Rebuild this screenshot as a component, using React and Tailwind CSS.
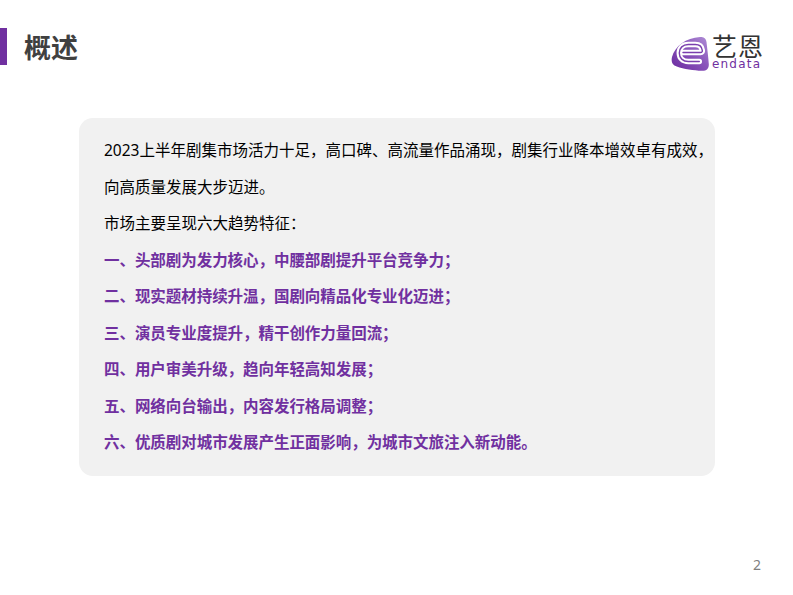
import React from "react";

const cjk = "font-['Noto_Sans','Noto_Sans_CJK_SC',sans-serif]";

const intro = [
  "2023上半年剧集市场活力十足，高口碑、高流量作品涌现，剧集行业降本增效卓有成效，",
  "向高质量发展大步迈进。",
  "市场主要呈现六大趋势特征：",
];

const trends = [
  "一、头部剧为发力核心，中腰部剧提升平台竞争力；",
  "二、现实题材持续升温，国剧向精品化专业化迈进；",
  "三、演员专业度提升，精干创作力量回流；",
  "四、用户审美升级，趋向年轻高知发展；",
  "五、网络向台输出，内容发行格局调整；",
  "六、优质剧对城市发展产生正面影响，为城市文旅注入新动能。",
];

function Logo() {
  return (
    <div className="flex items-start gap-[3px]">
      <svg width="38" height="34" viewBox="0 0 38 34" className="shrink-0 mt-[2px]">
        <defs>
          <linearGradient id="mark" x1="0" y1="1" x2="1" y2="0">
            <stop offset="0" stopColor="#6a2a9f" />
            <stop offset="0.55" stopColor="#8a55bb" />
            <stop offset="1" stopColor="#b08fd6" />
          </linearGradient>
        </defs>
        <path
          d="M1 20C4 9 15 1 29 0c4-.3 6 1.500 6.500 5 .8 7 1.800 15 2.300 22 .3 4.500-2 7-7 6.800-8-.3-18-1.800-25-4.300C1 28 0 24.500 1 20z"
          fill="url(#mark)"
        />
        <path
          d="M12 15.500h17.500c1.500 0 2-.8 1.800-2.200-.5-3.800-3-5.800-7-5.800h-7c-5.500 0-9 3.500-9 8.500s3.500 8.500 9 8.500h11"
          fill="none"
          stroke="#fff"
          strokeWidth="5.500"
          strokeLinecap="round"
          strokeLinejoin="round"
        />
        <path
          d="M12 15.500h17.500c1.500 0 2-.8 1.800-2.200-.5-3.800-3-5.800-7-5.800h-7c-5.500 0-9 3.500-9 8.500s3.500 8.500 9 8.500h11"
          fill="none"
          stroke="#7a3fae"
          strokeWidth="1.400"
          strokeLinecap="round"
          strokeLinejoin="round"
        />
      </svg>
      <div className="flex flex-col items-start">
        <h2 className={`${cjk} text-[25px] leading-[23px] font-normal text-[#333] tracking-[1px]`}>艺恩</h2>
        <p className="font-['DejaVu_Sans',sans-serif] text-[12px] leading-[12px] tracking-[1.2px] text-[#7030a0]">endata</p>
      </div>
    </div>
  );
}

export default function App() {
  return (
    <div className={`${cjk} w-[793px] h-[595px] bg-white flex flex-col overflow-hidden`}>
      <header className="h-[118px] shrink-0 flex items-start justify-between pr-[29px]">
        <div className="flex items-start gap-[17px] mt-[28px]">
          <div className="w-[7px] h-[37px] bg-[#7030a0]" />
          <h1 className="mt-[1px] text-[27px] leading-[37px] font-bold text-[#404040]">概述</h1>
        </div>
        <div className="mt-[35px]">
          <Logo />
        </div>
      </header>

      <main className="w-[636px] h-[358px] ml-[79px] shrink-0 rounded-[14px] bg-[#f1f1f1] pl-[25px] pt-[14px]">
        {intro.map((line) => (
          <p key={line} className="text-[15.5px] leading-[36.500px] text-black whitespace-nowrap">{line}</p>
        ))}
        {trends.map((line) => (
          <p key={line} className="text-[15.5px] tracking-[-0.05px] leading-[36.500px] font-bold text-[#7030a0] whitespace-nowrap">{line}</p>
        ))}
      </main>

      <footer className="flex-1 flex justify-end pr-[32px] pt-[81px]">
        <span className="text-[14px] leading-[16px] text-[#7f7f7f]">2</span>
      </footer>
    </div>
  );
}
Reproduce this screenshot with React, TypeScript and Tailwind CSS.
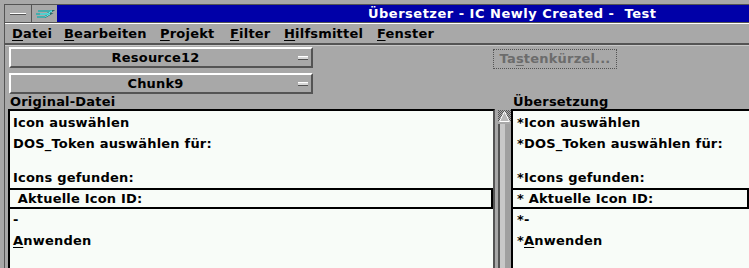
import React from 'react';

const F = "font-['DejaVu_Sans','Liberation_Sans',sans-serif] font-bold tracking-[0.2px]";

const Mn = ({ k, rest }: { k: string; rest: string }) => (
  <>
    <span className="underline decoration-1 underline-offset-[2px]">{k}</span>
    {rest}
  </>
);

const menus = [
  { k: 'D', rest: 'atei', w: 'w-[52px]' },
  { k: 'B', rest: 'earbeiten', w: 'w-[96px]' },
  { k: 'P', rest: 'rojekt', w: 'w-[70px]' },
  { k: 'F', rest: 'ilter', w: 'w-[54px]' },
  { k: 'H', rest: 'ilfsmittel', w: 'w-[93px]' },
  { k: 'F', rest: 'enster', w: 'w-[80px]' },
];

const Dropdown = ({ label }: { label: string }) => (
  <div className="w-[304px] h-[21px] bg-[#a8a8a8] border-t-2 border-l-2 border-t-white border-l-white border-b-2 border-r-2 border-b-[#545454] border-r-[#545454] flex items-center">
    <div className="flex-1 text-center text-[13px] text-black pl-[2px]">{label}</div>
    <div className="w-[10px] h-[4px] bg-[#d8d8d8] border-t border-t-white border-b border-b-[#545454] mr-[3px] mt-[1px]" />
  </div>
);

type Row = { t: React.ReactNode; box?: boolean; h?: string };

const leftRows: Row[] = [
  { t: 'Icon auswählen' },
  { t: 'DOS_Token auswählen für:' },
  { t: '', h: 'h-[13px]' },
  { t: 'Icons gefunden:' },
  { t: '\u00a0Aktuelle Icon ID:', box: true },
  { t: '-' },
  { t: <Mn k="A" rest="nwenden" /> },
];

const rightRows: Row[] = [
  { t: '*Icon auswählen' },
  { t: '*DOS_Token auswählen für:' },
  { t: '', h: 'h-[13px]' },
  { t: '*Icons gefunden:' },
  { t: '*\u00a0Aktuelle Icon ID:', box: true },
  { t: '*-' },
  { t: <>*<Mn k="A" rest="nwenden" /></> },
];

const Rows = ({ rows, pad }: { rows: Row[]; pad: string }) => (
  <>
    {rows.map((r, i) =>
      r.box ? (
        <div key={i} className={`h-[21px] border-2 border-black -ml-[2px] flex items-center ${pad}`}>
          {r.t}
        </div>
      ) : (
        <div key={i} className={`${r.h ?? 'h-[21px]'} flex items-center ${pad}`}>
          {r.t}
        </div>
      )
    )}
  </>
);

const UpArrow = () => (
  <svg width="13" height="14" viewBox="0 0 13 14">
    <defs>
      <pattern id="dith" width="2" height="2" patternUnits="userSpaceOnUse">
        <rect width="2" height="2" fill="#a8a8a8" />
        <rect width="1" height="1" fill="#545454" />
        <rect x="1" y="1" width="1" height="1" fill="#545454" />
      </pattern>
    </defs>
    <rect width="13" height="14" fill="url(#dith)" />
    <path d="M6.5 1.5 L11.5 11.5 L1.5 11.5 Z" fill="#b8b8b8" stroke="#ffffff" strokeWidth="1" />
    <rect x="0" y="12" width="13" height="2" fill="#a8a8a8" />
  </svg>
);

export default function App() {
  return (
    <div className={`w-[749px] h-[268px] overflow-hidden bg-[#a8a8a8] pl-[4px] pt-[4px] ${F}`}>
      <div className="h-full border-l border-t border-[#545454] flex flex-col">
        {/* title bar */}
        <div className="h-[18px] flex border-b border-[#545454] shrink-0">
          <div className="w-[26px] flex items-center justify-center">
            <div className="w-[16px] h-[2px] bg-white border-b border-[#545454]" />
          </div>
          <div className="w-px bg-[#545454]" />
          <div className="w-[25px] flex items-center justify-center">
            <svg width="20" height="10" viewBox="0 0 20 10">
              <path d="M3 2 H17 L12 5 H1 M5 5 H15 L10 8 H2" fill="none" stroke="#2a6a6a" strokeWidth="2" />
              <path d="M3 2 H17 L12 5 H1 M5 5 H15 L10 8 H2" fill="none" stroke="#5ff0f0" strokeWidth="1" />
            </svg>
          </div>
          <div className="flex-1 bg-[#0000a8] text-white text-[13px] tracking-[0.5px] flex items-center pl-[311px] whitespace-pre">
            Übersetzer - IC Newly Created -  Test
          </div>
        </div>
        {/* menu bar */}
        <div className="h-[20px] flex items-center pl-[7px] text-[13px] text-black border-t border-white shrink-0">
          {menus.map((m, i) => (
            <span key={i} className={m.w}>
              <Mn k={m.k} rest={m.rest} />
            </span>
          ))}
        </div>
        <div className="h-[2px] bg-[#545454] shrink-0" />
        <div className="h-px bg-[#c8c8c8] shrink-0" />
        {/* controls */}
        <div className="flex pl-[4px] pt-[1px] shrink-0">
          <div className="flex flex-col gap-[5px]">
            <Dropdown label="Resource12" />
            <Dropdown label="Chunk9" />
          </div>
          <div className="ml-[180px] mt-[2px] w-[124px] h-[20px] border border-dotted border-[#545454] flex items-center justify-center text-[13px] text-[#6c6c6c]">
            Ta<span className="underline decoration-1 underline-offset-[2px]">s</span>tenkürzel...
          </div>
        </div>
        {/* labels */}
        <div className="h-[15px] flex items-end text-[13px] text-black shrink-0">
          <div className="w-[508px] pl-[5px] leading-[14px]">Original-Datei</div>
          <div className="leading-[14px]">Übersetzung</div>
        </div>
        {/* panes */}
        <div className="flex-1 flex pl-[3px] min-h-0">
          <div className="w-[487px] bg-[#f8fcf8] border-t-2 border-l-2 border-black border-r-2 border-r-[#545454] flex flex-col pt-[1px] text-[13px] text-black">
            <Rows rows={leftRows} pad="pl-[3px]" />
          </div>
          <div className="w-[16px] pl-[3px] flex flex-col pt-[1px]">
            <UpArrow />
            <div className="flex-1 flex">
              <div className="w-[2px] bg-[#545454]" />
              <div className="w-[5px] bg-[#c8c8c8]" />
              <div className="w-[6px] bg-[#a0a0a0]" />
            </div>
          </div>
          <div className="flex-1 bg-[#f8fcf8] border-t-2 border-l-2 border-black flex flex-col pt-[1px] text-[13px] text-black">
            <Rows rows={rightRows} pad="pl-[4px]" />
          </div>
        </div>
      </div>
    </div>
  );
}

# # # #

__WHAT YOU SHOULD DO__: State only the count of lines above that hold the string "screenshot".

__FULL ANSWER__: 2